He pulled away, gave her one of his lop-sided smiles and kissed her. “Looks like a rough day,” he said, eyeing the half-empty bottle.

“I've had better,” she sighed in agreement.

“Want to talk?”

“Not especially. Want a drink?”

“Not especially,” he grinned, drawing her close.

They ended up in the bedroom. Always did.

“How long have we got?” she said at last, rubbing a finger across his chest. Her life seemed to be made up of questions like this.

“Long enough for you to tell me what happened today,” he said, plumping up the pillows beside her.

“Ghoul,” she laughed.

“Think of it as professional interest. Remember, I'm the detective.”

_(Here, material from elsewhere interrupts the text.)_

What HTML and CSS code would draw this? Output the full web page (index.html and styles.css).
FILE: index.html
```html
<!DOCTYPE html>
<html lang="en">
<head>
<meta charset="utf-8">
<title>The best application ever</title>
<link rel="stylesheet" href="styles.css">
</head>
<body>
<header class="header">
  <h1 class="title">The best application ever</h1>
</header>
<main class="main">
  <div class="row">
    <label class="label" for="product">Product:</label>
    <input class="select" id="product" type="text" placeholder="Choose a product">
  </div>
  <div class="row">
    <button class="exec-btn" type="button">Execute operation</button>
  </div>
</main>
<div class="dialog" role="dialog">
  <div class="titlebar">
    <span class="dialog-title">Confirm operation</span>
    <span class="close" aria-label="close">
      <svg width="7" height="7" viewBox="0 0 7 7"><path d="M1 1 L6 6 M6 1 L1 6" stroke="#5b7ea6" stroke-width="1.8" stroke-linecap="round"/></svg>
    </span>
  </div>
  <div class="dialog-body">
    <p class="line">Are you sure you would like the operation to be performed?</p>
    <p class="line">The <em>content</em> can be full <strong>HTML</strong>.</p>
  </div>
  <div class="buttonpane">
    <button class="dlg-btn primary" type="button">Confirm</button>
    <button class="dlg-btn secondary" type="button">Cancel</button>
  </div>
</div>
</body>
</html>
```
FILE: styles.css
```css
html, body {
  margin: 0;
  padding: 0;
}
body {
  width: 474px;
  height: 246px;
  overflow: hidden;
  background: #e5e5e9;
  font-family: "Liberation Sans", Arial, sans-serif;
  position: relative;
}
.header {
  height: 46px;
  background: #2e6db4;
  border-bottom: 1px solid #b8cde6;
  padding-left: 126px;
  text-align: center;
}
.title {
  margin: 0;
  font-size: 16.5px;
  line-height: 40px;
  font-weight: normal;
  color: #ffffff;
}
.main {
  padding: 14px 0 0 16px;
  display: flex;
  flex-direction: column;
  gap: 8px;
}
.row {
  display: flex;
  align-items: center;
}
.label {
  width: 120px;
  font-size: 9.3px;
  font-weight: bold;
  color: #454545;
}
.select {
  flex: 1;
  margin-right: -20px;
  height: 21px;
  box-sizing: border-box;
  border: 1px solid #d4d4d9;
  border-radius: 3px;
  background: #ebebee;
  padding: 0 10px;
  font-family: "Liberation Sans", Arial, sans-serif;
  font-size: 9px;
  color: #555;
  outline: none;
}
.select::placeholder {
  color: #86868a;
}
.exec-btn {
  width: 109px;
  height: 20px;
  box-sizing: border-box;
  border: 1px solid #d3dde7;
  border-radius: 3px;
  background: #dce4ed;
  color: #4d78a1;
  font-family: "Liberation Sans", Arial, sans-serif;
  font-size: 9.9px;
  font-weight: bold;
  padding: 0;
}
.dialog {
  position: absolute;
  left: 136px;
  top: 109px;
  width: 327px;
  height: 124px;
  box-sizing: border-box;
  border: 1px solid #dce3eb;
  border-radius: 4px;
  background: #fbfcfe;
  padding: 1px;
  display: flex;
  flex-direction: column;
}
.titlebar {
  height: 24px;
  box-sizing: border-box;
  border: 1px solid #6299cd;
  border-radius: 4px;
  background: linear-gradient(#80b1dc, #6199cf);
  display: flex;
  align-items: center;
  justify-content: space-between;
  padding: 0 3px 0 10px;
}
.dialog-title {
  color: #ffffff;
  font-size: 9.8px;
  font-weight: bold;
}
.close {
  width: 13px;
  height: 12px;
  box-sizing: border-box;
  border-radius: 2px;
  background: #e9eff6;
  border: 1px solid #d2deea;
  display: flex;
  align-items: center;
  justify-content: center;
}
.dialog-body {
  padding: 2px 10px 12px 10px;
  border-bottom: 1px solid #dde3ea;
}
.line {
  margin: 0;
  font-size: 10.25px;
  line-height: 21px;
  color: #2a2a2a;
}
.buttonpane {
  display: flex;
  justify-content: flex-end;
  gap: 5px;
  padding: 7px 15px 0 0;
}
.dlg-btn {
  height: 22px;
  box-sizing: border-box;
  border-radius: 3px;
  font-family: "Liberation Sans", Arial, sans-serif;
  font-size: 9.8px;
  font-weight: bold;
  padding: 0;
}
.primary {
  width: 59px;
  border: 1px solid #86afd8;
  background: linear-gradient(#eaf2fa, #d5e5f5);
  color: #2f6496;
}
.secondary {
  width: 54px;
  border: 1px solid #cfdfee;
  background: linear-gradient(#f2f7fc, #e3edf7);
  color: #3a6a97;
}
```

So she did. That's when she realised she was more shaken than she thought. She wasn't going to break down or anything, but you'd have to be as cold as winter not to be affected.

“Poor kid,” Adam said at last, his eyes dark and solemn.

“Yeah,” Helen sighed. “And you should have seen the place, Adam, it was a real hovel. A young girl should be living at home with her mum and dad, not somewhere like that.” She snuggled up next to him. “Odd, but I thought what a nice name she had. It had a sort of ring about it, as though she came from a good family. Pure conjecture, of course.”

Laughter trickled out of Adam. “You're daft,” he said, stroking her hair away from her face. “What was her name then?”

She looked up into his eyes. “Rose Buchanan.”